Few facts are known about Mary Ellen Pleasant’s origins, but most sources agree that she was born into slavery in Georgia or Virginia around 1814. She is said to have escaped slavery at a young age into the care of Quakers in the north. Her ethnic background is ambiguous, but it is said that upon arrival in San Francisco, when the Fugitive Slave Act was still in effect, she passed herself off as white and was only known as Black among the Black community – the community to whom she dedicated her wealth.
Mary was an abolitionist, using her wealth to fund the western terminus of the Underground Railroad. She worked with John Brown to that end and was supposedly one of “The Secret Six” to fund the raid at Harpers Landing. She used favor and capital to help people win their freedom and fight a prejudiced judicial system. She used her boarding houses to provide safe haven to escaped slaves and employment to members of the greater Black community.
She helped overturn racist laws and customs, funding the suit against California’s ban on Black testimony and, along with Charlotte Brown and Emma Jane Turner, suing San Francisco’s streetcar companies, forcing them to provide service to Black customers (over 90 years before Rosa Parks sat in defiance). Her political savvy earned her the nickname “The Black City Hall.”
There are many reasons why a person of color would have concealed their racial identity during this time.
The more wealth Mary amassed and dedicated to her cause, the more she had to lose. While she tried to keep a low profile and obscure her origins as much as possible, rumors of ill-gotten means flew, and that became especially true after she outed herself as Black. Speculations arose about her running brothels and other unsavory businesses. She became known as “Mammy,” a derogatory term for black women who cared for the children of a white family, and a name she hated. She became implicated in the “mysterious” deaths of lovers and husbands. Accused of casting spells and curses to make her fortune and gain favor among the city’s elite, she earned another nickname, “the Voodoo Queen of San Francisco.”
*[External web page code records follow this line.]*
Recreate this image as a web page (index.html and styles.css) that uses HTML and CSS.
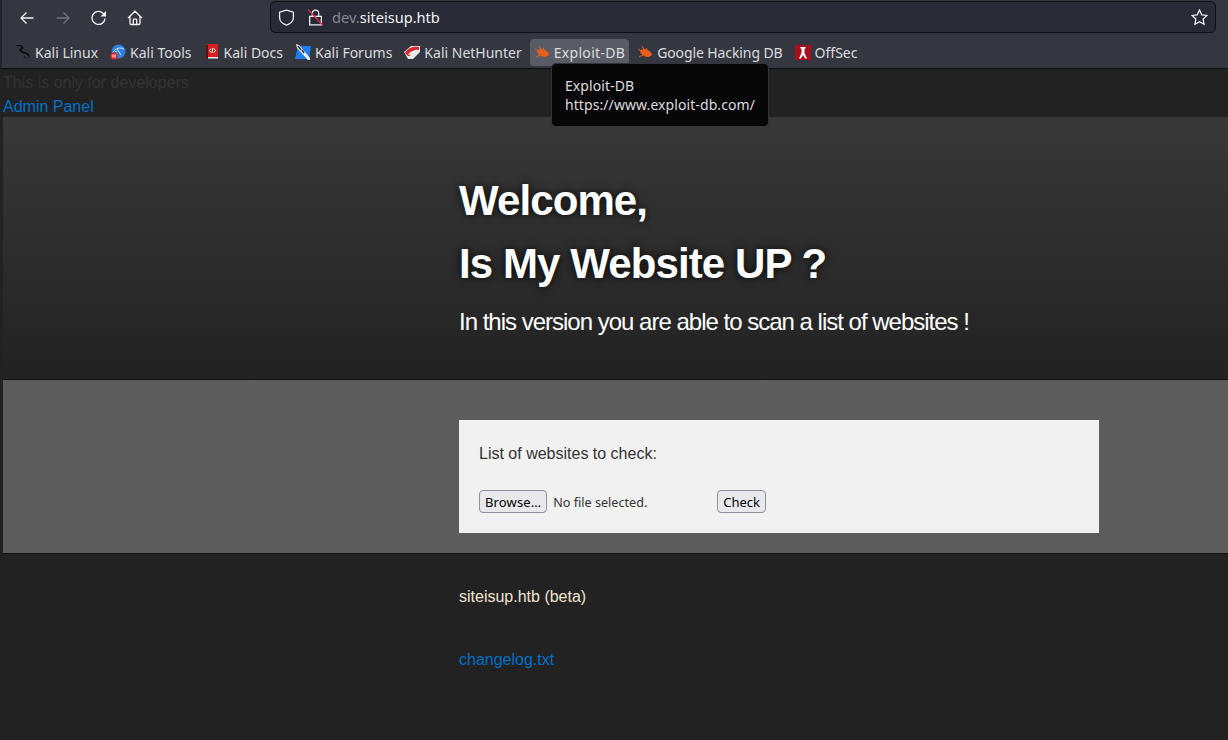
FILE: index.html
```html
<!DOCTYPE html>
<html lang="en">
<head>
    <meta charset="UTF-8">
    <title>Is My Website UP ?</title>
    <link rel="stylesheet" href="styles.css">
</head>
<body>
    <!-- Browser toolbar -->
    <div class="browser">
        <div class="navbar">
            <div class="nav-buttons">
                <svg class="nav-icon" viewBox="0 0 16 16"><path d="M14.500 8H2M7.500 2.500 2 8l5.500 5.500"/></svg>
                <svg class="nav-icon disabled" viewBox="0 0 16 16"><path d="M1.500 8H14M8.500 2.500 14 8l-5.500 5.500"/></svg>
                <svg class="nav-icon" viewBox="0 0 16 16"><path d="M14 8.500A6.500 6.500 0 1 1 12 3.200L14 5.500"/><path class="fill" d="M15 1v5.500H9.500z"/></svg>
                <svg class="nav-icon" viewBox="0 0 16 16"><path d="M1 8 8 1.200 15 8M3 6.500v6.700q0 1.300 1.300 1.300h7.400q1.300 0 1.300-1.300V6.500M6.300 14.500V10q0-.8.800-.8h1.800q.8 0 .8.800v4.500"/></svg>
            </div>
            <div class="urlbar">
                <svg class="url-icon" viewBox="0 0 16 16"><path d="M8 1 1.500 3v5c0 3.500 3 6 6.500 7.200 3.500-1.200 6.500-3.700 6.500-7.200V3z"/></svg>
                <svg class="url-icon lock" viewBox="0 0 16 16"><path d="M5 7V4a3 3 0 0 1 6 0v3M2.500 7h11v8h-11z"/><path class="slash" d="M1 .5 15 15.500"/></svg>
                <span class="url"><span class="url-dim">dev.</span>siteisup.htb</span>
                <svg class="url-icon star" viewBox="0 0 16 16"><path d="m8 1 2.100 4.500 4.900.6-3.600 3.400.9 4.900L8 12l-4.300 2.400.9-4.900L1 6.100l4.900-.6z"/></svg>
            </div>
        </div>
        <div class="bookmarks">
            <div class="bookmark">
                <svg class="favicon" viewBox="0 0 16 16"><path class="dragon" d="M0 2c3-1.500 6-1.500 8 .5 1 1 .5 2.500-1.500 3-.5 1.500 2.500 2 5 3 2.500 1 3.500 3.500 3.500 6.500-1-2-2.500-4.500-4.500-5-3-.8-6-1.500-6-4 0-1.500 2-2 2.500-3C6 2 3.500 2 0 2zM9 12c1 .5 2 1.500 3 3-1.500-.8-2.500-1.500-3.500-2z"/></svg>
                Kali Linux
            </div>
            <div class="bookmark">
                <svg class="favicon" viewBox="0 0 16 16"><circle cx="8.500" cy="7.500" r="7" fill="#2b7fe0"/><path d="M3 8c3-4 7-5 11-3M7 5l4 6M5 7l2 1" fill="none" stroke="#cfe4fb"/><circle cx="4" cy="12" r="3.600" fill="#e5262b"/><path d="M3 10.500v3M5 10.500v3" stroke="#fff"/></svg>
                Kali Tools
            </div>
            <div class="bookmark">
                <svg class="favicon" viewBox="0 0 16 16"><path fill="#d81e1e" d="M3 0h11v13H3z"/><path fill="#5b1010" d="M2 1h2v14H2z"/><path fill="#e8e8e8" d="M4 13h10v1.500H4z"/><path d="M7 4.500 5.500 6.500 7 8.500M10 4.500l1.500 2-1.500 2M9 4l-1 5" fill="none" stroke="#fff"/></svg>
                Kali Docs
            </div>
            <div class="bookmark">
                <svg class="favicon" viewBox="0 0 16 16"><path fill="#1f7ff0" d="M3 2h13l-2 13H0z"/><path d="M1 0l3 1 11 13v2h-2L2 4z" fill="#f4f4f4"/><path d="M3 2l3 4M7 6l2 3" stroke="#333" fill="none" stroke-width="1.500"/></svg>
                Kali Forums
            </div>
            <div class="bookmark">
                <svg class="favicon" viewBox="0 0 16 16"><path fill="#e8e8e8" d="M0 8l7-6h9v6l-7 7H4z"/><path fill="#d8262c" d="M1 9c2-4 7-7 14-6v3C10 5 7 8 6 12H4z"/><path fill="none" stroke="#fff" stroke-width="1.500" d="M5 11c1-3 4-4 7-2"/></svg>
                Kali NetHunter
            </div>
            <div class="bookmark hover">
                <svg class="favicon" viewBox="0 0 16 16"><use href="#bug"/></svg>
                Exploit-DB
            </div>
            <div class="bookmark tight">
                <svg class="favicon" viewBox="0 0 16 16"><g id="bug"><ellipse cx="9" cy="9" rx="6" ry="3.500" fill="#e8601c" transform="rotate(20 9 9)"/><path d="M1 5l5 3M5 2l3 5M2 13l4-2M9 4l1 2" stroke="#e8601c" fill="none"/></g></svg>
                Google Hacking DB
            </div>
            <div class="bookmark">
                <svg class="favicon" viewBox="0 0 16 16"><path fill="#a50f1e" d="M0 1h16v15H0z"/><path fill="#fff" d="M5.500 3h5v1.500h-1V9l2.500 5.500h-2L8 11l-2 3.500H4L6.500 9V4.500h-1z"/></svg>
                OffSec
            </div>
            <div class="tooltip">Exploit-DB<br>https://www.exploit-db.com/</div>
        </div>
    </div>

    <!-- Page -->
    <div class="page">
        <div class="dev-note">This is only for developers</div>
        <a class="admin-link" href="#">Admin Panel</a>
        <header class="hero">
            <div class="column">
                <h1>Welcome,<br>Is My Website UP ?</h1>
                <p class="lead">In this version you are able to scan a list of websites !</p>
            </div>
        </header>
        <section class="band">
            <div class="column">
                <form class="card">
                    <p class="card-label">List of websites to check:</p>
                    <div class="card-controls">
                        <button type="button" class="btn btn-browse">Browse…</button>
                        <span class="file-name">No file selected.</span>
                        <button type="button" class="btn">Check</button>
                    </div>
                </form>
            </div>
        </section>
        <footer class="footer">
            <div class="column">
                <p class="footer-name">siteisup.htb (beta)</p>
                <a class="changelog" href="#">changelog.txt</a>
            </div>
        </footer>
    </div>
</body>
</html>
```

FILE: styles.css
```css
* {
    box-sizing: border-box;
}
html, body {
    height: 100%;
}
body {
    margin: 0;
    background-color: #222;
    overflow: hidden;
    display: flex;
    flex-direction: column;
    font-family: "Liberation Sans", Arial, sans-serif;
}

/* Browser toolbar */
.browser {
    height: 69px;
    flex: none;
    background-color: #343640;
    border-left: 2px solid #22232b;
    border-bottom: 1px solid #0d0e12;
    font-family: "Noto Sans", sans-serif;
    color: #dcdcdf;
}
.navbar {
    height: 36px;
    display: flex;
    align-items: flex-start;
    padding-top: 1px;
}
.nav-buttons {
    width: 268px;
    display: flex;
    gap: 20px;
    padding: 9px 0 0 17px;
}
.nav-icon {
    width: 16px;
    height: 16px;
    fill: none;
    stroke: #f2f2f3;
    stroke-width: 1.300;
}
.nav-icon.disabled {
    stroke: #73747b;
}
.nav-icon .fill {
    fill: #f2f2f3;
    stroke: none;
}
.urlbar {
    width: 946px;
    height: 32px;
    display: flex;
    align-items: center;
    padding: 0 7px 0 7px;
    background-color: #282a36;
    border: 1px solid #101117;
    border-radius: 5px;
}
.url-icon {
    width: 17px;
    height: 17px;
    flex: none;
    fill: none;
    stroke: #f0f0f2;
    stroke-width: 1.200;
}
.lock {
    margin-left: 12px;
}
.slash {
    stroke: #e22850;
}
.url {
    flex: 1;
    margin-left: 8px;
    font-size: 14.600px;
    color: #f2f2f3;
}
.url-dim {
    color: #8a8b92;
}
.bookmarks {
    position: relative;
    height: 32px;
    display: flex;
    align-items: center;
    gap: 4px;
    padding: 0 0 0 9px;
    font-size: 14px;
}
.bookmark {
    height: 27px;
    display: flex;
    align-items: center;
    gap: 4px;
    padding: 0 4px;
    border-radius: 4px;
    white-space: nowrap;
}
.bookmark.hover {
    background-color: #5a5c65;
    letter-spacing: 0.300px;
}
.bookmark.tight {
    letter-spacing: -0.100px;
}
.favicon {
    width: 16px;
    height: 16px;
    flex: none;
}
.dragon {
    fill: #0c0c0c;
}
.tooltip {
    position: absolute;
    left: 549px;
    top: 27px;
    z-index: 2;
    width: 218px;
    height: 64px;
    padding: 12px 13px;
    background-color: #070708;
    border: 1px solid #33343a;
    border-radius: 5px;
    font-size: 14px;
    line-height: 19px;
    letter-spacing: 0.080px;
    white-space: nowrap;
}

/* Page */
.page {
    flex: 1;
    padding-left: 3px;
    background-color: #222;
    display: flex;
    flex-direction: column;
}
.dev-note {
    height: 24px;
    line-height: 28px;
    font-size: 16px;
    color: #333;
}
.admin-link {
    height: 24px;
    line-height: 28px;
    font-size: 16px;
    color: #0070c9;
    text-decoration: none;
}
.column {
    margin-left: 456px;
    width: 640px;
}
.hero {
    height: 263px;
    padding-top: 52px;
    background: linear-gradient(#383838, #222);
    border-bottom: 1px solid #111;
    color: #fff;
}
.hero h1 {
    margin: 0;
    font-size: 42px;
    line-height: 63px;
    font-weight: 700;
    letter-spacing: -0.900px;
    text-shadow: 0 0 8px rgba(0, 0, 0, 0.9);
}
.lead {
    margin: 9px 0 0;
    font-size: 24px;
    line-height: 36px;
    letter-spacing: -1px;
}
.band {
    height: 174px;
    padding-top: 40px;
    background-color: #5d5c5d;
    border-bottom: 1px solid #111;
}
.card {
    height: 113px;
    padding: 24px 20px 0;
    background-color: #f1f1f1;
}
.card-label {
    margin: 0;
    font-size: 16px;
    line-height: 20px;
    color: #333;
}
.card-controls {
    margin-top: 26px;
    display: flex;
    align-items: center;
    font-family: "Noto Sans", sans-serif;
    font-size: 13px;
    color: #333;
}
.btn {
    height: 23px;
    padding: 0 5px;
    background-color: #e9e9ed;
    border: 1px solid #8f8f9d;
    border-radius: 4px;
    font: inherit;
    color: #000;
}
.btn-browse {
    padding: 0 5px;
    letter-spacing: 0.150px;
}
.file-name {
    width: 164px;
    margin: 1px 0 0 6px;
    font-size: 12.600px;
}
.footer {
    flex: 1;
    padding-top: 32px;
    background-color: #222;
    font-size: 16px;
}
.footer-name {
    margin: 0;
    line-height: 22px;
    color: #f1e4d0;
}
.changelog {
    display: block;
    margin-top: 41px;
    line-height: 22px;
    color: #0070c9;
    text-decoration: none;
}
```
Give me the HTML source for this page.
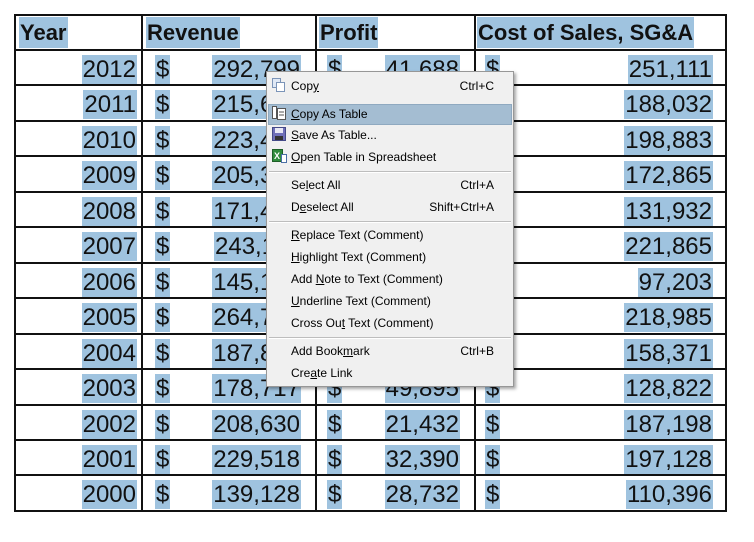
<!DOCTYPE html>
<html><head><meta charset="utf-8"><style>
*{margin:0;padding:0}
body{width:754px;height:542px;background:#fff;position:relative;overflow:hidden;font-family:"Liberation Sans",sans-serif}
.l{position:absolute;background:#111}
.h{position:absolute;background:#9fc3df;color:#111;font-size:24px;line-height:29px;height:29px;white-space:nowrap;padding:0 1px}
.b{font-weight:bold;font-size:22px;line-height:31px;height:31px}
#menu{position:absolute;left:266px;top:71px;width:246px;height:314px;background:#f0f0f0;border:1px solid #979797;box-shadow:2px 2px 3px rgba(0,0,0,.35);font-size:12px;color:#000}
.mi{position:absolute;left:24px;font-size:12px;line-height:16px}
.sc{position:absolute;right:19px;font-size:12px;line-height:16px}
.sep{position:absolute;left:2px;right:2px;height:1px;background:#bdbdbd;border-bottom:1px solid #fff}
u{text-decoration:underline}
</style></head><body>
<div id="t"></div>
<div id="menu">
<div style="position:absolute;left:1px;top:32px;width:242px;height:19px;background:#a4bdd2;border:1px solid #8fa9c0"></div>
<svg style="position:absolute;left:5px;top:6px" width="14" height="14"><rect x="0.5" y="0.5" width="8" height="9" fill="#dfe8f5" stroke="#7b94b8"/><rect x="4.5" y="4.5" width="8" height="9" fill="#fff" stroke="#7b94b8"/></svg>
<svg style="position:absolute;left:5px;top:34px" width="14" height="14"><rect x="0.5" y="0.5" width="4" height="12" fill="#fff" stroke="#555"/><rect x="5.5" y="2.5" width="8" height="11" fill="#fff" stroke="#555"/><line x1="7" y1="6" x2="12" y2="6" stroke="#555"/><line x1="7" y1="9" x2="12" y2="9" stroke="#555"/></svg>
<svg style="position:absolute;left:5px;top:55px" width="14" height="14"><rect x="0.5" y="0.5" width="13" height="13" fill="#6f6fb8" stroke="#444a88"/><rect x="3" y="1" width="8" height="5" fill="#e8e8f5"/><rect x="3" y="9" width="8" height="4" fill="#333"/></svg>
<svg style="position:absolute;left:5px;top:77px" width="15" height="14"><rect x="0.5" y="0.5" width="10" height="12" fill="#2f8c3c" stroke="#1d5e27"/><text x="2" y="10" font-size="9" fill="#fff" font-family="Liberation Sans" font-weight="bold">X</text><rect x="9.5" y="5.5" width="5" height="8" fill="#fff" stroke="#4a6fa5"/></svg>
<div class="mi" style="top:6px">Cop<u>y</u></div><div class="sc" style="top:6px">Ctrl+C</div>
<div class="mi" style="top:34px"><u>C</u>opy As Table</div>
<div class="mi" style="top:55px"><u>S</u>ave As Table...</div>
<div class="mi" style="top:77px"><u>O</u>pen Table in Spreadsheet</div>
<div class="sep" style="top:99px"></div>
<div class="mi" style="top:105px">Se<u>l</u>ect All</div><div class="sc" style="top:105px">Ctrl+A</div>
<div class="mi" style="top:127px">D<u>e</u>select All</div><div class="sc" style="top:127px">Shift+Ctrl+A</div>
<div class="sep" style="top:149px"></div>
<div class="mi" style="top:155px"><u>R</u>eplace Text (Comment)</div>
<div class="mi" style="top:177px"><u>H</u>ighlight Text (Comment)</div>
<div class="mi" style="top:199px">Add <u>N</u>ote to Text (Comment)</div>
<div class="mi" style="top:221px"><u>U</u>nderline Text (Comment)</div>
<div class="mi" style="top:243px">Cross Ou<u>t</u> Text (Comment)</div>
<div class="sep" style="top:265px"></div>
<div class="mi" style="top:271px">Add Book<u>m</u>ark</div><div class="sc" style="top:271px">Ctrl+B</div>
<div class="mi" style="top:293px">Cre<u>a</u>te Link</div>
</div>
<script>
var t=document.getElementById('t'),h='';
function L(x,y,w,hh){h+='<div class="l" style="left:'+x+'px;top:'+y+'px;width:'+w+'px;height:'+hh+'px"></div>';}
[14,141,315,474,725].forEach(function(x){L(x,14,2,498)});
L(14,14,713,2);
for(var i=0;i<=13;i++)L(14,Math.round(49+35.45*i),713,2);
L(14,510,713,2);
function S(txt,x,y,cls){h+='<div class="h '+(cls||'')+'" style="left:'+x+'px;top:'+y+'px">'+txt+'</div>';}
function R(txt,r,y){h+='<div class="h" style="right:'+(754-r)+'px;top:'+y+'px">'+txt+'</div>';}
S('Year',19,17,'b');S('Revenue',146,17,'b');S('Profit',319,17,'b');S('Cost of Sales, SG&amp;A',477,17,'b');
var d=[['2012','292,799','41,688','251,111'],['2011','215,640','27,608','188,032'],['2010','223,453','24,570','198,883'],['2009','205,320','32,455','172,865'],['2008','171,474','39,542','131,932'],['2007','243,114','21,249','221,865'],['2006','145,141','47,938','97,203'],['2005','264,771','45,786','218,985'],['2004','187,827','29,456','158,371'],['2003','178,717','49,895','128,822'],['2002','208,630','21,432','187,198'],['2001','229,518','32,390','197,128'],['2000','139,128','28,732','110,396']];
d.forEach(function(r,i){var y=Math.round(49+35.45*i)+6;
R(r[0],137,y);S('$',155,y);R(r[1],301,y);S('$',327,y);R(r[2],460,y);S('$',485,y);R(r[3],713,y);});
t.innerHTML=h;
</script>
</body></html>
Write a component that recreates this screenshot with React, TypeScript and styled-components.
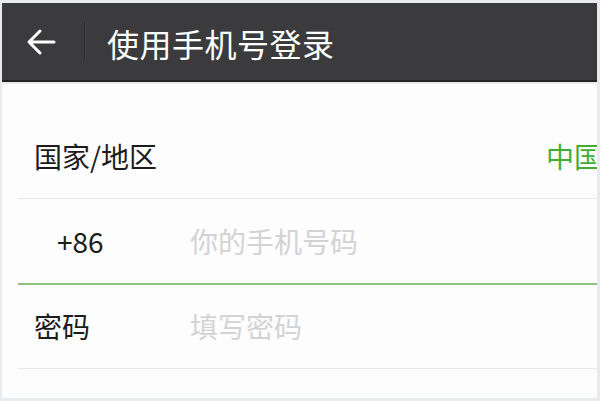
import React from 'react';
import styled, { createGlobalStyle } from 'styled-components';

const GlobalStyle = createGlobalStyle`
  html, body {
    margin: 0;
    padding: 0;
    background: #e7eaee;
  }
  body {
    font-family: 'Noto Sans CJK SC', 'Noto Sans', sans-serif;
  }
`;

const Frame = styled.div`
  width: 600px;
  height: 401px;
  box-sizing: border-box;
  border-style: solid;
  border-color: #e7eaee;
  border-width: 3px 3px 3px 2px;
  overflow: hidden;
  background: #fdfdfd;
  display: flex;
  flex-direction: column;
`;

const Header = styled.div`
  height: 77px;
  flex-shrink: 0;
  display: flex;
  align-items: center;
  background: #3b3b3d;
  border-bottom: 2px solid #232325;
  box-shadow: 0 1px 2px rgba(0, 0, 0, 0.15);
`;

const BackButton = styled.div`
  width: 82px;
  height: 100%;
  display: flex;
  align-items: center;
  padding-left: 24px;
  box-sizing: border-box;
`;

const Separator = styled.div`
  width: 1px;
  height: 40px;
  background: #2c2c2e;
  border-right: 1px solid #444446;
`;

const Title = styled.div`
  margin-left: 21px;
  color: #ffffff;
  font-size: 32px;
  line-height: 1;
  letter-spacing: 0.5px;
  margin-top: 2px;
`;

const Form = styled.div`
  padding-top: 32px;
  padding-left: 16px;
`;

const Row = styled.div<{ $active?: boolean }>`
  height: 84px;
  display: flex;
  align-items: center;
  border-bottom: ${(p) => (p.$active ? '2px solid #8fc47f' : '1px solid #e8e8e8')};
  margin-bottom: ${(p) => (p.$active ? '-1px' : '0')};
  font-size: 28px;
  line-height: 1;
`;

const Label = styled.div<{ $indent?: number }>`
  width: 172px;
  flex-shrink: 0;
  padding-left: ${(p) => 16 + (p.$indent || 0)}px;
  box-sizing: border-box;
  color: #1c1c1c;
`;

const Placeholder = styled.div`
  color: #d3d3d5;
  flex: 1;
`;

const Value = styled.div`
  margin-left: auto;
  margin-right: -5px;
  color: #3fae32;
  white-space: nowrap;
`;

export default function App() {
  return (
    <>
      <GlobalStyle />
      <Frame>
        <Header>
          <BackButton>
            <svg width="30" height="28" viewBox="0 0 30 28" fill="none">
              <path
                d="M28 14H4M14 3L3 14l11 11"
                stroke="#ffffff"
                strokeWidth="3"
                strokeLinecap="round"
                strokeLinejoin="round"
              />
            </svg>
          </BackButton>
          <Separator />
          <Title>使用手机号登录</Title>
        </Header>
        <Form>
          <Row>
            <Label>国家/地区</Label>
            <Value>中国</Value>
          </Row>
          <Row $active>
            <Label $indent={23}>+86</Label>
            <Placeholder>你的手机号码</Placeholder>
          </Row>
          <Row>
            <Label>密码</Label>
            <Placeholder>填写密码</Placeholder>
          </Row>
        </Form>
      </Frame>
    </>
  );
}
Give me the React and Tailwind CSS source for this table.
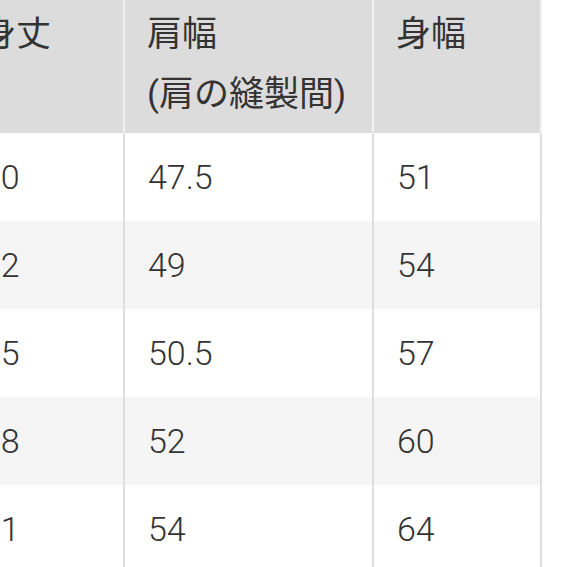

Mary leaned into these rumors. She leveraged the white community’s fear, ignorance, and fascination with her to stoke conflicting stories and obscure the truth behind her machinations. By doing so, she ensured she could continue her abolitionist work undetected, but also villainized herself to the press.
At the height of her prosperity, Mary had an enormous mansion built on the corner of Bush and Octavia Streets in San Francisco.
She lost it and her fortune later in life, dying in poverty. Much of her holdings had been put in Thomas Bell’s name (a friend and possible lover who was a white man) in order to safeguard them in a racist society. This backfired when he died and his widow sued for ownership, cutting her out of any will that may have existed.
While the mansion no longer stands, a piece of the property was turned into the smallest park in the city, dedicated to her. A plaque commemorating her is embedded in the sidewalk among the six eucalyptus trees she planted there, labeling her “The Mother of Civil Rights in California.” If you believe in ghosts, it is said that her spirit haunts those trees, casting eucalyptus pods at those who disparage her name. She is a favorite of many a ghost hunt tour business in the city.
She came to be buried in Napa because her friend, Olive Sherwood, had her interred in her family plot at the Tulocay cemetery.
If you visit her grave, it is decorated, as mentioned, with Vodou items. Far from demonizing the woman beyond this life, it seems those who leave these items do so to honor her memory. Whether she truly practiced Vodou in life or not isn’t the question. Some Pleasant scholars indicate the way she conducted herself in her circumstances – leveraging the powerful to help the powerless, making allies in high places, uplifting the community, and carefully crafting a public image – is reminiscent of Marie Laveaux, “Voodoo Queen of New Orleans.” These are celebrated attributes, and the gifts are perhaps a tribute to the “magic” she worked for so many people as The Mother of Civil Rights in California.